Maybe the adrenaline is wearing off. The way I see it, the first five years or so of motherhood are a gimme, with nature providing us a camel’s hump of motherly fuel. Irregular sleep, extreme routine–it’s boot camp, except that your drill sergeant is really cute and likes a sippy cup. Anybody can get through those early years. Now is when it gets complicated. Your drill sergeant can talk to you, and sometimes he says things that are so reasoned and NOT goofy that you realize, hmm, he’s outthinking you.
Now that I’m a humpless camel, I sit around and wonder what to do with myself. At Costco last week I saw a huge stack of The Purpose-Driven Life, a poignant monument to seeking meaning in a warehouse full of purposeless crap. I would have bought it, but I couldn’t decide whether to get The Purpose-Driven Life, Songs for a Purpose-Driven Life, or The Purpose-Driven Life Deluxe Journal. I saw so many purpose-driven books that the word purpose started to look like porpoise or papoose. I had to get out of there.
I haven’t quite worked out what porpoise is going to drive me through the next phase of life.

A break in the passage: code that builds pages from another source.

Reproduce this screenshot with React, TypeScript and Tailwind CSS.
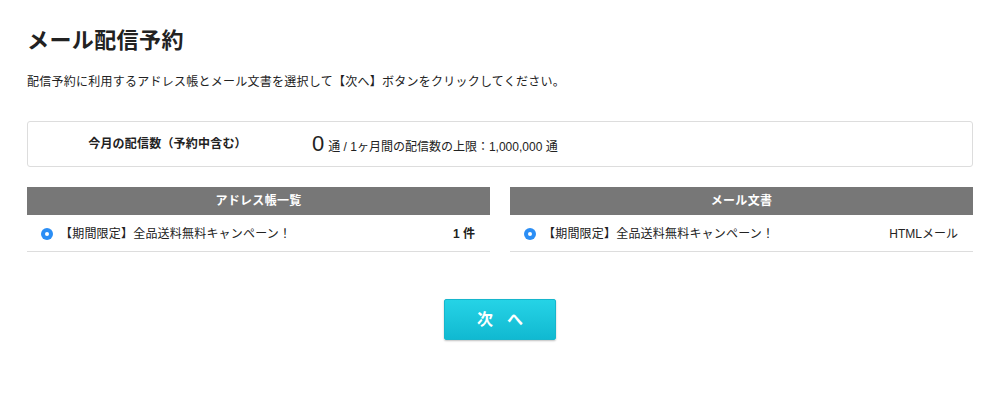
import React from "react";

const font = {
  fontFamily:
    '"Liberation Sans", "Noto Sans CJK JP", "Noto Sans", sans-serif',
};

function Radio() {
  return (
    <span className="inline-flex h-[12px] w-[12px] shrink-0 items-center justify-center rounded-full bg-[#2b8ef5]">
      <span className="h-[4px] w-[4px] rounded-full bg-white" />
    </span>
  );
}

function Column({ title, right }: { title: string; right: React.ReactNode }) {
  return (
    <div className="flex-1">
      <div className="flex h-[28px] items-center justify-center bg-[#777777] text-[12px] font-bold tracking-[0.3px] text-white">
        {title}
      </div>
      <div className="flex h-[37px] items-center border-b border-[#dddddd] pb-[1px] pl-[14px] pr-[15px] pt-[2px] text-[12px] text-[#222]">
        <Radio />
        <span className="ml-[7px] tracking-[0.2px]">【期間限定】全品送料無料キャンペーン！</span>
        <span className="ml-auto">{right}</span>
      </div>
    </div>
  );
}

export default function App() {
  return (
    <div className="min-h-[397px] w-[1000px] bg-white px-[27px] pt-[25px] text-[#222]" style={font}>
      <h1 className="text-[22px] font-bold leading-[32px] tracking-[0.4px] text-[#222]">メール配信予約</h1>
      <p className="mt-[16px] text-[12px] leading-[18px] tracking-[0.25px]">
        配信予約に利用するアドレス帳とメール文書を選択して【次へ】ボタンをクリックしてください。
      </p>
      <div className="mt-[30px] flex h-[46px] items-center rounded-[3px] border border-[#dddddd]">
        <div className="w-[279px] text-center text-[12px] font-bold tracking-[0.2px]">今月の配信数（予約中含む）</div>
        <div className="ml-[5px] flex items-baseline text-[12px]">
          <span className="text-[22px] font-light leading-none">0</span>
          <span className="ml-[4px]">通 / 1ヶ月間の配信数の上限：1,000,000 通</span>
        </div>
      </div>
      <div className="mt-[20px] flex gap-[20px]">
        <Column title="アドレス帳一覧" right={<span className="font-bold">1 件</span>} />
        <Column title="メール文書" right={<span>HTMLメール</span>} />
      </div>
      <div className="mt-[47px] flex justify-center">
        <button className="h-[41px] w-[112px] rounded-[2px] border border-[#16b6cc] bg-gradient-to-b from-[#25d3e6] to-[#10b9d1] text-[16px] font-bold tracking-[14px] text-white shadow-[0_1px_2px_rgba(0,0,0,0.25)]">
          <span className="pl-[14px]">次へ</span>
        </button>
      </div>
    </div>
  );
}
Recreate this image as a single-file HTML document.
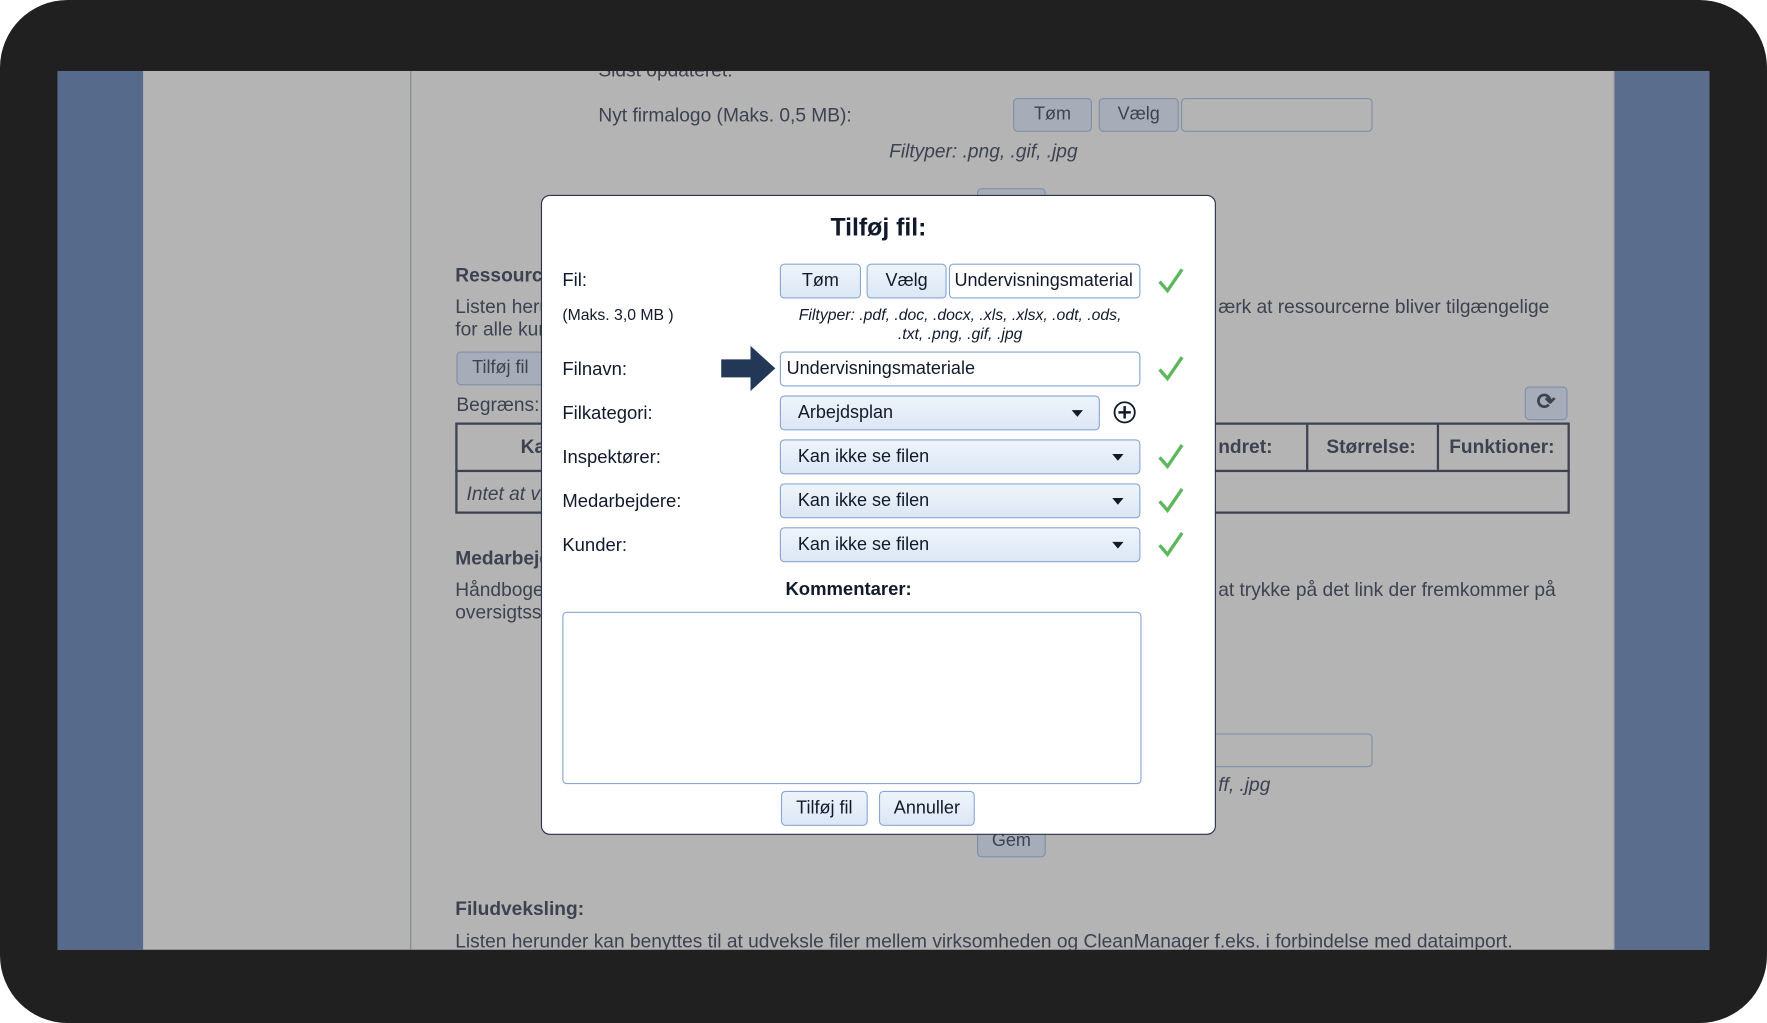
<!DOCTYPE html>
<html><head><meta charset="utf-8"><style>
html,body{margin:0;padding:0;width:1767px;height:1023px;overflow:hidden;background:#fff}
#w{position:absolute;left:0;top:0;width:1568px;height:908px;transform:scale(1.12691,1.12665);transform-origin:0 0;font-family:"Liberation Sans",sans-serif}
.a{position:absolute}
.frame{left:0;top:0;width:1568px;height:908px;background:#202020;border-radius:60px}
.scr{left:51px;top:63px;width:1466px;height:780px;background:#b4b4b4;overflow:hidden}
.t{position:absolute;color:#3c4250;font-size:17px;white-space:nowrap}
.b{font-weight:bold}
.gbtn{position:absolute;border:1px solid #7f8fa8;background:#a7adb8;border-radius:4px;color:#3c4250;font-size:16px;text-align:center;box-sizing:border-box}
.dlg{left:480px;top:173px;width:599px;height:568px;background:#fff;border:1.5px solid #2a3448;border-radius:8px;box-sizing:border-box}
.d{position:absolute;color:#111a2b;font-size:16.4px;white-space:nowrap}
.btn{position:absolute;box-sizing:border-box;border:1px solid #86a6d6;background:linear-gradient(#eef4fb,#dce7f5);border-radius:4px;color:#111a2b;font-size:16px;text-align:center}
.inp{position:absolute;box-sizing:border-box;border:1px solid #86a6d6;background:#fff;border-radius:4px;color:#111a2b;font-size:16px;padding-left:5px}
.sel{position:absolute;box-sizing:border-box;border:1px solid #86a6d6;background:linear-gradient(#eef4fb,#dce7f5);border-radius:4px;color:#111a2b;font-size:16px;padding-left:15px}
.sel:after{content:"";position:absolute;right:14px;top:12px;border-left:5px solid transparent;border-right:5px solid transparent;border-top:6px solid #111a2b}
.ck{position:absolute;width:24px;height:24px}
</style></head><body><div id="w">
<div class="a frame"></div>
<div class="a scr">
 <div class="a" style="left:0;top:0;width:76px;height:780px;background:#566b8b"></div>
 <div class="a" style="left:1382px;top:0;width:84px;height:780px;background:#5a6d8c"></div>
 <div class="a" style="left:313px;top:0;width:1px;height:780px;background:#7e8594"></div>
 <div class="a" style="left:1381px;top:0;width:1px;height:780px;background:#7e8594"></div>
 <div class="t" style="left:480px;top:-10px">Sidst opdateret:</div>
 <div class="t" style="left:480px;top:30px">Nyt firmalogo (Maks. 0,5 MB):</div>
 <div class="gbtn" style="left:848px;top:24px;width:70px;height:30px;line-height:28px">Tøm</div>
 <div class="gbtn" style="left:924px;top:24px;width:71px;height:30px;line-height:28px">Vælg</div>
 <div class="gbtn" style="left:997px;top:24px;width:170px;height:30px;background:#b4b4b4"></div>
 <div class="t" style="left:738px;top:62px;font-style:italic">Filtyper: .png, .gif, .jpg</div>
 <div class="t b" style="left:353px;top:172px">Ressourcer</div>
 <div class="t" style="left:353px;top:200px">Listen herunder</div>
 <div class="t" style="left:353px;top:220px">for alle kunder</div>
 <div class="t" style="left:1030px;top:200px">ærk at ressourcerne bliver tilgængelige</div>
 <div class="gbtn" style="left:354px;top:249px;width:78px;height:30px;line-height:28px">Tilføj fil</div>
 <div class="t" style="left:354px;top:287px">Begræns:</div>
 <div class="gbtn" style="left:1302px;top:280px;width:38px;height:30px;line-height:26px;font-size:20px;font-weight:bold">⟳</div>
 <div class="a" style="left:353px;top:312px;width:989px;height:81px;border:2px solid #3c4250;box-sizing:border-box"></div>
 <div class="a" style="left:353px;top:354px;width:989px;height:2px;background:#3c4250"></div>
 <div class="a" style="left:1108px;top:312px;width:2px;height:42px;background:#3c4250"></div>
 <div class="a" style="left:1224px;top:312px;width:2px;height:42px;background:#3c4250"></div>
 <div class="t b" style="left:411px;top:324px">Ka</div>
 <div class="t b" style="left:1030px;top:324px">ndret:</div>
 <div class="t b" style="left:1126px;top:324px">Størrelse:</div>
 <div class="t b" style="left:1235px;top:324px">Funktioner:</div>
 <div class="t" style="left:363px;top:366px;font-style:italic">Intet at vise</div>
 <div class="t b" style="left:353px;top:423px">Medarbejdere</div>
 <div class="t" style="left:353px;top:451px">Håndbogen</div>
 <div class="t" style="left:353px;top:471px">oversigtssiden</div>
 <div class="t" style="left:1030px;top:451px">at trykke på det link der fremkommer på</div>
 <div class="gbtn" style="left:997px;top:588px;width:170px;height:30px;background:#b4b4b4"></div>
 <div class="t" style="left:1030px;top:624px;font-style:italic">ff, .jpg</div>
 <div class="gbtn" style="left:816px;top:666px;width:61px;height:32px;line-height:34px">Gem</div>
 <div class="gbtn" style="left:816px;top:104px;width:61px;height:20px"></div>
 <div class="t b" style="left:353px;top:734px">Filudveksling:</div>
 <div class="t" style="left:353px;top:763px">Listen herunder kan benyttes til at udveksle filer mellem virksomheden og CleanManager f.eks. i forbindelse med dataimport.</div>
</div>
<div class="a dlg">
 <div class="d b" style="left:0;width:597px;text-align:center;top:15px;font-size:22px">Tilføj fil:</div>
 <div class="d" style="left:18px;top:66px">Fil:</div>
 <div class="d" style="left:18px;top:97px;font-size:14px">(Maks. 3,0 MB )</div>
 <div class="btn" style="left:211px;top:60px;width:72px;height:31px;line-height:29px">Tøm</div>
 <div class="btn" style="left:288px;top:60px;width:71px;height:31px;line-height:29px">Vælg</div>
 <div class="inp" style="left:361px;top:60px;width:170px;height:31px;line-height:29px;padding-left:4px">Undervisningsmaterial</div>
 <div class="d" style="left:200px;width:342px;text-align:center;top:97px;font-size:14px;font-style:italic;line-height:17px;white-space:normal">Filtyper: .pdf, .doc, .docx, .xls, .xlsx, .odt, .ods,<br>.txt, .png, .gif, .jpg</div>
 <div class="d" style="left:18px;top:145px">Filnavn:</div>
 <svg class="a" style="left:157px;top:131px" width="52" height="44"><path d="M2 14H28V2L50 22L28 42V30H2Z" fill="#233856"/></svg>
 <div class="inp" style="left:211px;top:138px;width:320px;height:31px;line-height:29px">Undervisningsmateriale</div>
 <div class="d" style="left:18px;top:184px">Filkategori:</div>
 <div class="sel" style="left:211px;top:177px;width:284px;height:31px;line-height:29px">Arbejdsplan</div>
 <svg class="a" style="left:506px;top:181px" width="22" height="22"><circle cx="11" cy="11" r="9" fill="none" stroke="#111a2b" stroke-width="1.6"/><path d="M11 5.5V16.5M5.5 11H16.5" stroke="#111a2b" stroke-width="2.2"/></svg>
 <div class="d" style="left:18px;top:223px">Inspektører:</div>
 <div class="sel" style="left:211px;top:216px;width:320px;height:31px;line-height:29px">Kan ikke se filen</div>
 <div class="d" style="left:18px;top:262px">Medarbejdere:</div>
 <div class="sel" style="left:211px;top:255px;width:320px;height:31px;line-height:29px">Kan ikke se filen</div>
 <div class="d" style="left:18px;top:301px">Kunder:</div>
 <div class="sel" style="left:211px;top:294px;width:320px;height:31px;line-height:29px">Kan ikke se filen</div>
 <svg class="ck" style="left:546px;top:63px"><path d="M2 13L9 21L22 2" fill="none" stroke="#5cb85c" stroke-width="3"/></svg>
 <svg class="ck" style="left:546px;top:141px"><path d="M2 13L9 21L22 2" fill="none" stroke="#5cb85c" stroke-width="3"/></svg>
 <svg class="ck" style="left:546px;top:219px"><path d="M2 13L9 21L22 2" fill="none" stroke="#5cb85c" stroke-width="3"/></svg>
 <svg class="ck" style="left:546px;top:258px"><path d="M2 13L9 21L22 2" fill="none" stroke="#5cb85c" stroke-width="3"/></svg>
 <svg class="ck" style="left:546px;top:297px"><path d="M2 13L9 21L22 2" fill="none" stroke="#5cb85c" stroke-width="3"/></svg>
 <div class="d b" style="left:216px;top:340px">Kommentarer:</div>
 <div class="inp" style="left:18px;top:369px;width:514px;height:153px"></div>
 <div class="btn" style="left:212px;top:528px;width:77px;height:31px;line-height:29px">Tilføj fil</div>
 <div class="btn" style="left:299px;top:528px;width:85px;height:31px;line-height:29px">Annuller</div>
</div>
</div></body></html>
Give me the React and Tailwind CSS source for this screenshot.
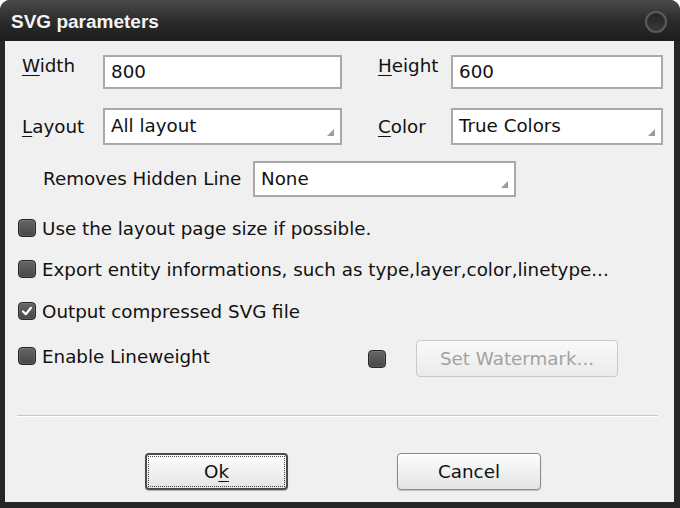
import React from "react";

function Box({ checked }) {
  return (
    <div className="w-[18px] h-[18px] shrink-0 rounded-[4px] border border-[#262626] bg-gradient-to-b from-[#666666] to-[#474747] shadow-[inset_0_0_0_1px_rgba(255,255,255,0.10)] flex items-center justify-center">
      {checked && (
        <svg width="14" height="14" viewBox="0 0 14 14">
          <path d="M3 7.5 L5.8 10.2 L11 3.8" fill="none" stroke="#ffffff" strokeWidth="2.2" strokeLinecap="round" strokeLinejoin="round" />
        </svg>
      )}
    </div>
  );
}

function Field({ w, h, children, select }) {
  return (
    <div className={`${w} ${h} shrink-0 border-2 border-[#a9a9a9] bg-white flex items-center pl-[6px] relative`}>
      <span className="leading-none">{children}</span>
      {select && (
        <svg className="absolute right-[6px] bottom-[7px]" width="7" height="7" viewBox="0 0 7 7">
          <polygon points="7,0 7,7 0,7" fill="#9c9c9c" />
        </svg>
      )}
    </div>
  );
}

export default function App() {
  return (
    <div className="w-[680px] h-[508px] bg-white">
      <div className="w-[680px] h-[508px] flex flex-col rounded-t-[10px] overflow-hidden bg-[#262626] font-['DejaVu_Sans',sans-serif] text-[18.3px] text-[#111]">
        {/* title bar */}
        <div className="h-[41px] shrink-0 flex items-center justify-between pl-[11px] pr-[13px] pt-[2px] bg-gradient-to-b from-[#4a4a4a] via-[#2c2c2c] to-[#1c1c1c]">
          <span className="font-['Liberation_Sans',sans-serif] font-bold text-[19px] text-[#f4f4f4] leading-none">
            SVG parameters
          </span>
          <div className="w-[22px] h-[22px] rounded-full border-2 border-[#5c5c5c] bg-gradient-to-b from-[#262626] to-[#383838]" />
        </div>

        {/* body */}
        <div className="flex-1 ml-[5px] mr-[6px] mb-[6px] bg-[#f0f0f0] flex flex-col">
          {/* Row A */}
          <div className="mt-[14px] pl-[17px] flex items-start">
            <div className="w-[81px] leading-[22px]">
              <span className="underline underline-offset-[3px]">W</span>idth
            </div>
            <Field w="w-[239px]" h="h-[34px]">800</Field>
            <div className="w-[36px]" />
            <div className="w-[73px] leading-[22px]">
              <span className="underline underline-offset-[3px]">H</span>eight
            </div>
            <Field w="w-[212px]" h="h-[34px]">600</Field>
          </div>

          {/* Row B */}
          <div className="mt-[19px] pl-[17px] flex items-center">
            <div className="w-[81px] leading-[22px]">
              <span className="underline underline-offset-[3px]">L</span>ayout
            </div>
            <Field w="w-[239px]" h="h-[37px]" select>All layout</Field>
            <div className="w-[36px]" />
            <div className="w-[73px] leading-[22px]">
              <span className="underline underline-offset-[3px]">C</span>olor
            </div>
            <Field w="w-[212px]" h="h-[37px]" select>True Colors</Field>
          </div>

          {/* Row C */}
          <div className="mt-[16px] pl-[38px] flex items-center">
            <div className="w-[210px] leading-[22px]">Removes Hidden Line</div>
            <Field w="w-[263px]" h="h-[36px]" select>None</Field>
          </div>

          {/* Checkboxes */}
          <div className="mt-[22px] pl-[13px] flex flex-col">
            <div className="flex items-start gap-[6px]">
              <Box />
              <span className="leading-[20px]">Use the layout page size if possible.</span>
            </div>
            <div className="mt-[21px] flex items-start gap-[6px]">
              <Box />
              <span className="leading-[20px]">Export entity informations, such as type,layer,color,linetype...</span>
            </div>
            <div className="mt-[22px] flex items-start gap-[6px]">
              <Box checked />
              <span className="leading-[20px]">Output compressed SVG file</span>
            </div>
            <div className="mt-[18px] flex items-start">
              <div className="w-[350px] flex items-start gap-[6px]">
                <div className="mt-[7px]">
                  <Box />
                </div>
                <span className="leading-[20px] mt-[7px]">Enable Lineweight</span>
              </div>
              <div className="mt-[10px]">
                <Box />
              </div>
              <div className="ml-[30px] w-[202px] h-[37px] rounded-[4px] border border-[#c9c9c9] bg-gradient-to-b from-[#f9f9f9] to-[#ebebeb] flex items-center justify-center text-[#a2a2a2]">
                Set Watermark...
              </div>
            </div>
          </div>

          {/* separator */}
          <div className="mt-[38px] ml-[12px] w-[641px] h-[2px] border-t border-b border-t-[#c8c8c8] border-b-white" />

          {/* buttons */}
          <div className="mt-[36px] pl-[140px] flex gap-[109px]">
            <div className="w-[143px] h-[37px] rounded-[4px] border-2 border-[#4a4a4a] p-[1px] bg-gradient-to-b from-[#fdfdfd] to-[#e4e4e4] shadow-[0_1px_1px_rgba(0,0,0,0.25)]">
              <div className="w-full h-full border border-dotted border-[#444] flex items-center justify-center">
                <span>
                  O<span className="underline underline-offset-[3px]">k</span>
                </span>
              </div>
            </div>
            <div className="w-[144px] h-[37px] rounded-[4px] border border-[#8a8a8a] bg-gradient-to-b from-[#fdfdfd] to-[#e4e4e4] shadow-[0_1px_1px_rgba(0,0,0,0.2)] flex items-center justify-center">
              Cancel
            </div>
          </div>
        </div>
      </div>
    </div>
  );
}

But there is a ferocious urge to do something, which is often how I end up doing things I didn’t do on purpose. As my favorite bumper sticker says, “Jesus is coming. Look busy.”
Meanwhile . . .
Evelyn brilliantly figured out that I was going to be doing some knitting during the Gift of Time yesterday. As we all knew would happen, the decayed tutu yarn won the contest for my attention, so here’s the weird thing that I’ve got going:
Scribble lace knitting, following the guidance of Debbie New’s Unexpected Knitting. I’m using size 10 cotton crochet thread because Debbie said to use rilly thin stuff. Those are size 15 circulars. The problem I’m seeing is that this slippy tutu yarn is occasionally slipping out of place. I’m tightening up on the ribbon rows to see if more tension will make a difference.
I’m seeing this as a shawl or wrap, so I can lay about in consumptive glamour like Elizabeth Barrett Browning, writing sonnets and daintily coughing. Now there’s a life. But I may undo it and try again on the HUMONGO SIZE 35 needles I got at Michael’s. If those aren’t big enough, I’m going to modify some paper towel tubes. Or some PVC pipe.
In other news, I’m on the backside of the last sleeve of Woo for my sister Buffy.
A balm, I tell you, an absolute relief to chug away on this. Gives purpose to my life, really.